:: GIVEN ENTRIES
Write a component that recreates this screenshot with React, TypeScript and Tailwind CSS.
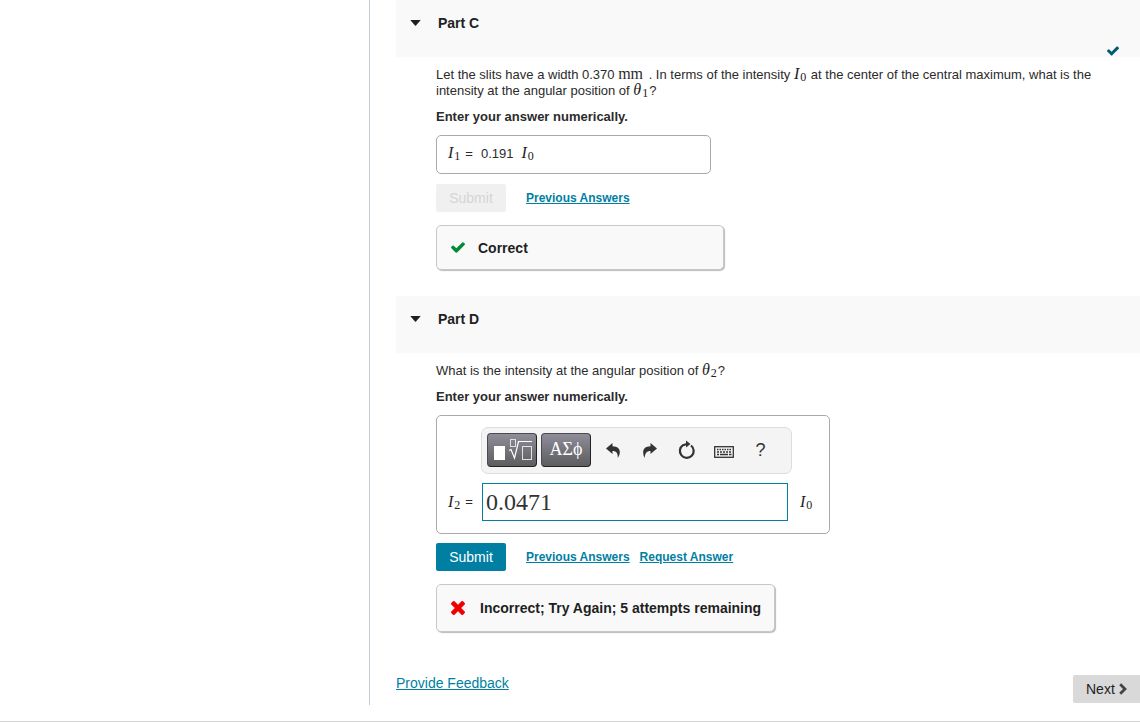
import React, { useState } from 'react';

function Caret() {
  return (
    <svg className="h-[6px] w-[11px] fill-[#1f1f1f]" viewBox="0 0 11 6" aria-hidden="true">
      <path d="M0.3 0H10.7L6 5.4Q5.5 5.9 5 5.4Z" />
    </svg>
  );
}

function Check({ className }: { className: string }) {
  return (
    <svg className={className} viewBox="121 334 1550 1188" aria-hidden="true">
      <path d="M1671 566q0 40-28 68l-724 724-136 136q-28 28-68 28t-68-28l-136-136-362-362q-28-28-28-68t28-68l136-136q28-28 68-28t68 28l294 295 656-657q28-28 68-28t68 28l136 136q28 28 28 68z" />
    </svg>
  );
}

function Cross({ className }: { className: string }) {
  return (
    <svg className={className} viewBox="302 366 1188 1188" aria-hidden="true">
      <path d="M1490 1322q0 40-28 68l-136 136q-28 28-68 28t-68-28l-294-294-294 294q-28 28-68 28t-68-28l-136-136q-28-28-28-68t28-68l294-294-294-294q-28-28-28-68t28-68l136-136q28-28 68-28t68 28l294 294 294-294q28-28 68-28t68 28l136 136q28 28 28 68t-28 68l-294 294 294 294q28 28 28 68z" />
    </svg>
  );
}

function Sym({ name, sub }: { name: string; sub: string }) {
  return (
    <span className="mr-px font-['Liberation_Serif',serif] text-base leading-[0] whitespace-nowrap text-[#222]">
      <i>{name}</i>
      <sub className="bottom-[-2px] ml-px text-[12px]">{sub}</sub>
    </span>
  );
}

function PartHeader({ title, done }: { title: string; done?: boolean }) {
  return (
    <div className="flex min-h-[57px] justify-between bg-[#f9f9f9] pr-[21px] pl-[14px]">
      <h2 className="pt-[13px]">
        <button type="button" aria-expanded="true" className="flex items-center gap-[17px] text-sm font-bold text-[#1f1f1f]">
          <Caret />
          {title}
        </button>
      </h2>
      {done && <Check className="mb-px h-[10px] w-3 self-end fill-[#005a70]" />}
    </div>
  );
}

function Feedback({ className, children }: { className: string; children: React.ReactNode }) {
  return (
    <div
      role="status"
      className={`mt-[13px] flex w-fit items-center rounded-[5px] border border-[#c8c8c8] bg-[#f9f9f9] pr-[13px] pl-[14px] text-sm font-bold text-[#1f1f1f] shadow-[1px_1px_1px_#bbb] ${className}`}
    >
      {children}
    </div>
  );
}

const linkStyle = 'text-[12px] leading-4 font-bold text-[#007fa3] underline';
const toolStyle = 'flex h-[34px] w-[37px] items-center justify-center text-[#333]';
const paletteStyle =
  'flex h-[34px] w-[50px] items-center justify-center rounded-[4px] border border-[#4a4a50] border-r-[#222] border-b-[#222] bg-linear-to-b from-[#8f8d99] to-[#5d5d5f] text-white';

function Toolbar({ onClear }: { onClear: () => void }) {
  return (
    <div role="toolbar" className="flex h-[47px] items-center rounded-[7px] border border-[#ddd] bg-[#f4f4f4] px-[5px] pb-px">
      <button type="button" aria-label="Templates" className={`${paletteStyle} mr-1`}>
        <svg width="42" height="24" viewBox="0 0 42 24" fill="none" stroke="white">
          <rect x="3" y="8" width="11" height="14" fill="white" stroke="none" />
          <rect x="19.500" y="1.500" width="5" height="7" strokeOpacity=".75" />
          <path d="M18 12.500l2-1 3.500 8.500 4-16.500H41" strokeWidth="1.200" />
          <rect x="31.500" y="8.500" width="9" height="13" strokeOpacity=".8" />
        </svg>
      </button>
      <button type="button" aria-label="Greek letters" className={`${paletteStyle} mr-[3px] pb-[2px] font-['Liberation_Serif','DejaVu_Serif',serif] text-lg`}>
        ΑΣϕ
      </button>
      <button type="button" aria-label="Undo" className={toolStyle}>
        <svg width="14" height="15" viewBox="0 0 14 15" fill="currentColor">
          <path d="M0 5.500L6.500 0V3.200C11.500 3.200 14 6 13.800 9.500C13.700 11.500 13 13 11.800 15C12 10.500 10.500 8 6.500 8V11Z" />
        </svg>
      </button>
      <button type="button" aria-label="Redo" className={toolStyle}>
        <svg width="14" height="15" viewBox="0 0 14 15" fill="currentColor">
          <path d="M14 5.500L7.500 0V3.200C2.500 3.200 0 6 .2 9.500C.3 11.500 .6 13 1.600 15C2 10.500 3.500 8 7.500 8V11Z" />
        </svg>
      </button>
      <button type="button" aria-label="Reset" onClick={onClear} className={toolStyle}>
        <svg width="18" height="20" viewBox="0 0 18 20" fill="none" stroke="currentColor">
          <path d="M13 5.500A6.900 6.900 0 1 1 5 5.200L9 4" strokeWidth="2.200" />
          <path d="M8 .5L12.500 4L8 7.500Z" fill="currentColor" stroke="none" />
        </svg>
      </button>
      <button type="button" aria-label="Keyboard shortcuts" className={toolStyle}>
        <svg className="mt-[3px]" width="20" height="12" viewBox="0 0 20 12" fill="none" stroke="currentColor">
          <rect x=".7" y=".7" width="18.600" height="10.600" strokeWidth="1.300" />
          <path d="M3 3.500H17.500" strokeWidth="1.500" strokeDasharray="1.500 1" />
          <path d="M3 6H17.500" strokeWidth="1.500" strokeDasharray="2 1" />
          <path d="M3 8.500H5M6 8.500H14M15 8.500H17.500" strokeWidth="1.500" />
        </svg>
      </button>
      <button type="button" aria-label="Help" className={`${toolStyle} text-lg`}>
        ?
      </button>
    </div>
  );
}

export default function App() {
  const [answer, setAnswer] = useState('0.0471');

  return (
    <div className="bg-white font-['Liberation_Sans',Arial,sans-serif] text-[13px] leading-4 text-[#2b2b2b]">
      <div className="flex">
        <aside className="w-[370px] shrink-0 border-r border-[#c3cbd6]" />

        <main className="min-w-0 flex-1 pl-[26px]">
          <section>
            <PartHeader title="Part C" done />
            <div className="pt-[10px] pr-10 pl-10">
              <p>
                Let the slits have a width 0.370{' '}
                <span className="mr-[2px] font-['Liberation_Serif',serif] text-base leading-[0]">mm</span> . In terms of the intensity{' '}
                <Sym name="I" sub="0" /> at the center of the central maximum, what is the intensity at the angular position of{' '}
                <Sym name="θ" sub="1" />?
              </p>
              <p className="mt-[10px] font-bold">Enter your answer numerically.</p>

              <div className="mt-[10px] flex h-[39px] w-[275px] items-center rounded-[5px] border border-[#aaa] px-[11px] pb-[2px]">
                <Sym name="I" sub="1" />
                <span className="ml-1">=</span>
                <span className="ml-2">0.191</span>
                <span className="ml-2">
                  <Sym name="I" sub="0" />
                </span>
              </div>

              <div className="mt-[10px] flex items-center">
                <button type="button" disabled className="mr-5 h-7 w-[70px] rounded-[2px] bg-[#f0f0f0] text-sm text-[#d5d5d5]">
                  Submit
                </button>
                <a href="#previous-c" className={linkStyle}>Previous Answers</a>
              </div>

              <Feedback className="h-[45px] min-w-[288px]">
                <Check className="mr-[13px] h-[11px] w-[14px] fill-[#038a36]" />
                Correct
              </Feedback>
            </div>
          </section>

          <section className="mt-[26px]">
            <PartHeader title="Part D" />
            <div className="pt-[10px] pr-10 pl-10">
              <p>
                What is the intensity at the angular position of <Sym name="θ" sub="2" />?
              </p>
              <p className="mt-[10px] font-bold">Enter your answer numerically.</p>

              <div className="mt-[10px] grid w-[394px] grid-cols-[33px_311px_auto] gap-y-[9px] rounded-[5px] border border-[#aaa] px-[11px] pt-[11px] pb-3">
                <div className="col-start-2">
                  <Toolbar onClear={() => setAnswer('')} />
                </div>
                <label htmlFor="answer" className="col-start-1 flex items-center gap-1">
                  <Sym name="I" sub="2" />
                  <span>=</span>
                </label>
                <input
                  id="answer"
                  type="text"
                  value={answer}
                  onChange={(e) => setAnswer(e.target.value)}
                  className="ml-px h-[38px] w-[306px] border border-[#007fa3] px-[3px] font-['Liberation_Serif',serif] text-2xl text-[#333] outline-none"
                />
                <span className="flex items-center pl-2">
                  <Sym name="I" sub="0" />
                </span>
              </div>

              <div className="mt-[9px] flex items-center">
                <button type="button" className="mr-5 h-7 w-[70px] rounded-[2px] bg-[#007fa3] text-sm text-white">
                  Submit
                </button>
                <a href="#previous-d" className={`${linkStyle} mr-[10px]`}>Previous Answers</a>
                <a href="#request" className={linkStyle}>Request Answer</a>
              </div>

              <Feedback className="h-12">
                <Cross className="mr-[15px] h-[14px] w-[14px] fill-[#f20000]" />
                Incorrect; Try Again; 5 attempts remaining
              </Feedback>
            </div>
          </section>

          <div className="mt-[43px] mb-[2px] flex items-start justify-between">
            <a href="#feedback" className="text-sm leading-4 text-[#007fa3] underline">Provide Feedback</a>
            <button type="button" className="flex h-7 w-[67px] items-center gap-1 rounded-l-[2px] bg-[#d9d9d9] pl-[13px] text-sm text-[#222]">
              Next
              <svg className="h-3 w-2" viewBox="0 0 8 12" fill="none" stroke="#444" strokeWidth="2.800" aria-hidden="true">
                <path d="M1.200 1.200L6 6L1.200 10.800" />
              </svg>
            </button>
          </div>
        </main>
      </div>
      <footer className="h-[17px] border-b border-[#d3d3d3]" />
    </div>
  );
}
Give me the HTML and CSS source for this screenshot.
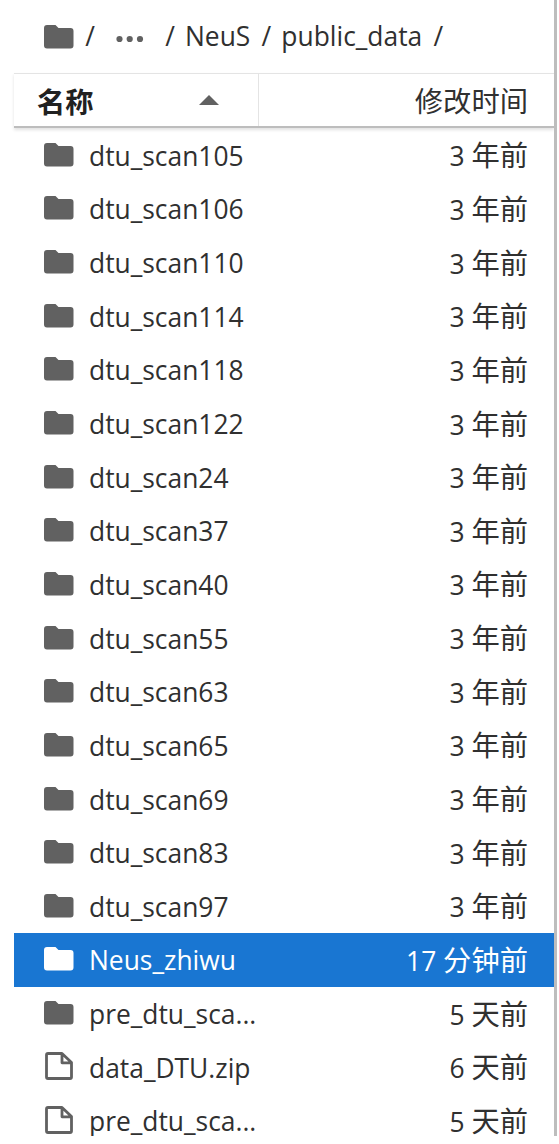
FILE: index.html
```html
<!DOCTYPE html>
<html lang="zh-CN">
<head>
  <meta charset="UTF-8">
  <meta name="viewport" content="width=device-width, initial-scale=1.0">
  <title>public_data</title>
  <link rel="stylesheet" href="styles.css">
</head>
<body>

  <svg width="0" height="0" class="defs">
    <symbol id="folder" viewBox="0 0 30 24">
      <path d="M3 0h8.500l3 3H26.500a3 3 0 0 1 3 3V20.500a3 3 0 0 1-3 3H3a3 3 0 0 1-3-3V3a3 3 0 0 1 3-3z"/>
    </symbol>
    <symbol id="file" viewBox="0 0 30 30">
      <path d="M4 2.500h14l9.500 9V26a1.500 1.500 0 0 1-1.500 1.500H4A1.500 1.500 0 0 1 2.500 26V4A1.500 1.500 0 0 1 4 2.500zM18 3v8.800H27" fill="none" stroke="currentColor" stroke-width="2.800" stroke-linejoin="round"/>
    </symbol>
  </svg>

  <div class="browser">
    <div class="crumbs">
      <svg class="folder"><use href="#folder"/></svg>
      <span class="slash">/</span>
      <svg class="dots" viewBox="0 0 28 8"><circle cx="3.500" cy="4" r="3.100"/><circle cx="13.700" cy="4" r="3.100"/><circle cx="24" cy="4" r="3.100"/></svg>
      <span class="slash">/</span>
      <span class="crumb">NeuS</span>
      <span class="slash">/</span>
      <span class="crumb">public_data</span>
      <span class="slash">/</span>
    </div>

    <div class="header">
      <div class="header-name">
        <span>名称</span>
        <svg class="caret" viewBox="0 0 20 10"><path d="M0 10L10 0l10 10z"/></svg>
      </div>
      <div class="header-time">修改时间</div>
    </div>

    <ul class="list" id="list"></ul>
  </div>

  <script>
    const items = [
      ['dtu_scan105', '3', '年前'],
      ['dtu_scan106', '3', '年前'],
      ['dtu_scan110', '3', '年前'],
      ['dtu_scan114', '3', '年前'],
      ['dtu_scan118', '3', '年前'],
      ['dtu_scan122', '3', '年前'],
      ['dtu_scan24', '3', '年前'],
      ['dtu_scan37', '3', '年前'],
      ['dtu_scan40', '3', '年前'],
      ['dtu_scan55', '3', '年前'],
      ['dtu_scan63', '3', '年前'],
      ['dtu_scan65', '3', '年前'],
      ['dtu_scan69', '3', '年前'],
      ['dtu_scan83', '3', '年前'],
      ['dtu_scan97', '3', '年前'],
      ['Neus_zhiwu', '17', '分钟前', 'folder', true],
      ['pre_dtu_sca...', '5', '天前'],
      ['data_DTU.zip', '6', '天前', 'file'],
      ['pre_dtu_sca...', '5', '天前', 'file']
    ];

    document.getElementById('list').innerHTML = items.map(([name, num, unit, icon = 'folder', selected]) => `
      <li class="item${selected ? ' selected' : ''}">
        <svg class="${icon}"><use href="#${icon}"/></svg>
        <span class="name">${name}</span>
        <span class="time">${num} <span class="unit">${unit}</span></span>
      </li>`).join('');
  </script>

</body>
</html>
```
FILE: styles.css
```css
* {
  box-sizing: border-box;
}

body {
  margin: 0;
  background-color: #ffffff;
  color: #303030;
  font-family: "Open Sans", "Noto Sans CJK SC", sans-serif;
  font-size: 26.4px;
}

svg {
  flex: none;
  fill: currentColor;
  color: #616161;
}

.defs {
  display: block;
}

.browser {
  width: 557px;
  height: 1136px;
  padding-left: 14px;
  border-right: 3px solid #bdbdbd;
  overflow: hidden;
}

.crumbs {
  display: flex;
  align-items: center;
  height: 73px;
  padding-left: 30px;
  line-height: 73px;
  white-space: nowrap;
}

.folder {
  width: 30px;
  height: 24px;
}

.slash {
  width: 12px;
  margin: 0 9px 0 10px;
  text-align: center;
}

.dots {
  width: 28px;
  height: 8px;
  margin: 4px 10px 0 11px;
}

.header {
  display: flex;
  height: 55px;
  border-top: 1.5px solid #e4e4e4;
  border-bottom: 2px solid #bdbdbd;
  box-shadow: 0 2px 3px rgba(0, 0, 0, 0.12);
  font-family: "Noto Sans CJK SC", sans-serif;
  font-size: 28.3px;
  line-height: 51px;
}

.header-name {
  display: flex;
  align-items: center;
  justify-content: space-between;
  width: 245px;
  padding: 0 39px 0 23px;
  border-right: 1.5px solid #e4e4e4;
  color: #212121;
  font-weight: bold;
}

.caret {
  width: 20px;
  height: 10px;
}

.header-time {
  flex: 1;
  padding-right: 26px;
  text-align: right;
}

.list {
  margin: 0;
  padding: 0.5px 0 0;
  list-style: none;
}

.item {
  display: flex;
  align-items: center;
  height: 53.65px;
  padding: 0 26px 0 30px;
  line-height: 53px;
  white-space: nowrap;
}

.item .folder {
  margin-bottom: 1px;
}

.file {
  width: 30px;
  height: 30px;
  margin-bottom: 2px;
}

.name {
  flex: 1;
  margin-left: 15px;
  padding-top: 2px;
}

.unit {
  font-family: "Noto Sans CJK SC", sans-serif;
  font-size: 28.3px;
}

.selected {
  background-color: #1976d2;
  color: #ffffff;
}

.selected svg {
  color: #ffffff;
}
```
::::
Using the listing above, return all lines where the word "React" occurs.

Write a component that recreates this screenshot with React, TypeScript and Tailwind CSS.
import React, { useState } from 'react';
function Feedback({ className, children }: { className: string; children: React.ReactNode }) {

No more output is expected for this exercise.